++++ Dataset extract ++++

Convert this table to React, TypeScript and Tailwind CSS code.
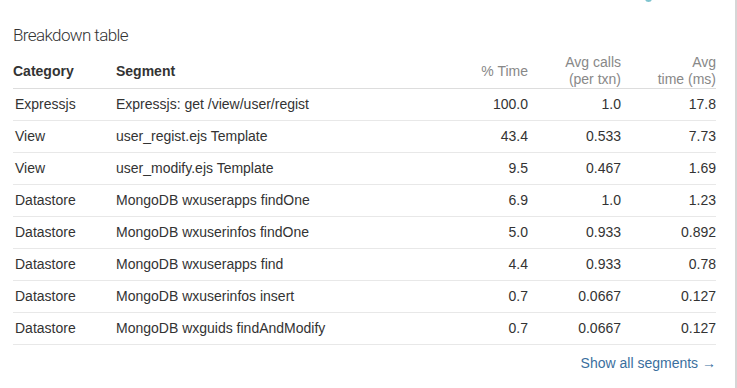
const rows = [
  { category: 'Expressjs', segment: 'Expressjs: get /view/user/regist', pct: '100.0', calls: '1.0', time: '17.8' },
  { category: 'View', segment: 'user_regist.ejs Template', pct: '43.4', calls: '0.533', time: '7.73' },
  { category: 'View', segment: 'user_modify.ejs Template', pct: '9.5', calls: '0.467', time: '1.69' },
  { category: 'Datastore', segment: 'MongoDB wxuserapps findOne', pct: '6.9', calls: '1.0', time: '1.23' },
  { category: 'Datastore', segment: 'MongoDB wxuserinfos findOne', pct: '5.0', calls: '0.933', time: '0.892' },
  { category: 'Datastore', segment: 'MongoDB wxuserapps find', pct: '4.4', calls: '0.933', time: '0.78' },
  { category: 'Datastore', segment: 'MongoDB wxuserinfos insert', pct: '0.7', calls: '0.0667', time: '0.127' },
  { category: 'Datastore', segment: 'MongoDB wxguids findAndModify', pct: '0.7', calls: '0.0667', time: '0.127' },
]

const cols = 'grid grid-cols-[103px_332px_80px_93px_95px]'

export default function App() {
  return (
    <div className="relative h-[388px] w-[737px] overflow-hidden bg-white font-['Liberation_Sans',Arial,sans-serif] text-[14px] text-[#333]">
      {/* bit of the chart above, cut off */}
      <div className="absolute left-[645px] top-[-5px] h-[7px] w-[7px] rounded-full border-2 border-[#7fc4cf]" />

      <div className="flex h-full">
        <div className="w-[735px] pl-[13px] pr-[19px]">
          <h2 className="pt-[24px] font-['Roboto',sans-serif] text-[17px] font-light leading-[22px] tracking-[-0.6px] text-[#333]">
            Breakdown table
          </h2>

          <div className={`${cols} mt-[8px] items-center border-b border-[#ddd] leading-[17px]`}>
            <div className="font-bold">Category</div>
            <div className="font-bold">Segment</div>
            <div className="text-right text-[#888]">% Time</div>
            <div className="text-right text-[#888]">
              Avg calls
              <br />
              (per txn)
            </div>
            <div className="text-right text-[#888]">
              Avg
              <br />
              time (ms)
            </div>
          </div>

          {rows.map((r, i) => (
            <div key={i} className={`${cols} h-[32px] items-center border-b border-[#e8e8e8]`}>
              <div className="pl-[2px]">{r.category}</div>
              <div>{r.segment}</div>
              <div className="text-right">{r.pct}</div>
              <div className="text-right">{r.calls}</div>
              <div className="text-right">{r.time}</div>
            </div>
          ))}

          <div className="mt-[9px] text-right text-[14px] leading-[18px] text-[#3a6f9e]">
            Show all segments →
          </div>
        </div>
        <div className="w-[2px] bg-[#d6d6d6]" />
      </div>
    </div>
  )
}
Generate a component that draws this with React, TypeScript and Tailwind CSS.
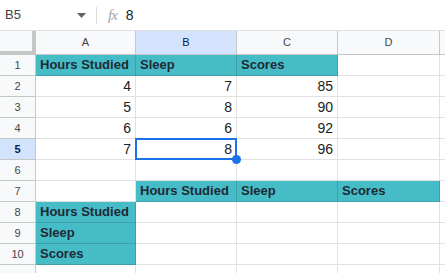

++++

• Your objective:
Identify the lines above with the word "TypeScript". Copy them.

• Written response:
Convert this table to React, TypeScript and Tailwind CSS code.
Generate a component that draws this with React, TypeScript and Tailwind CSS.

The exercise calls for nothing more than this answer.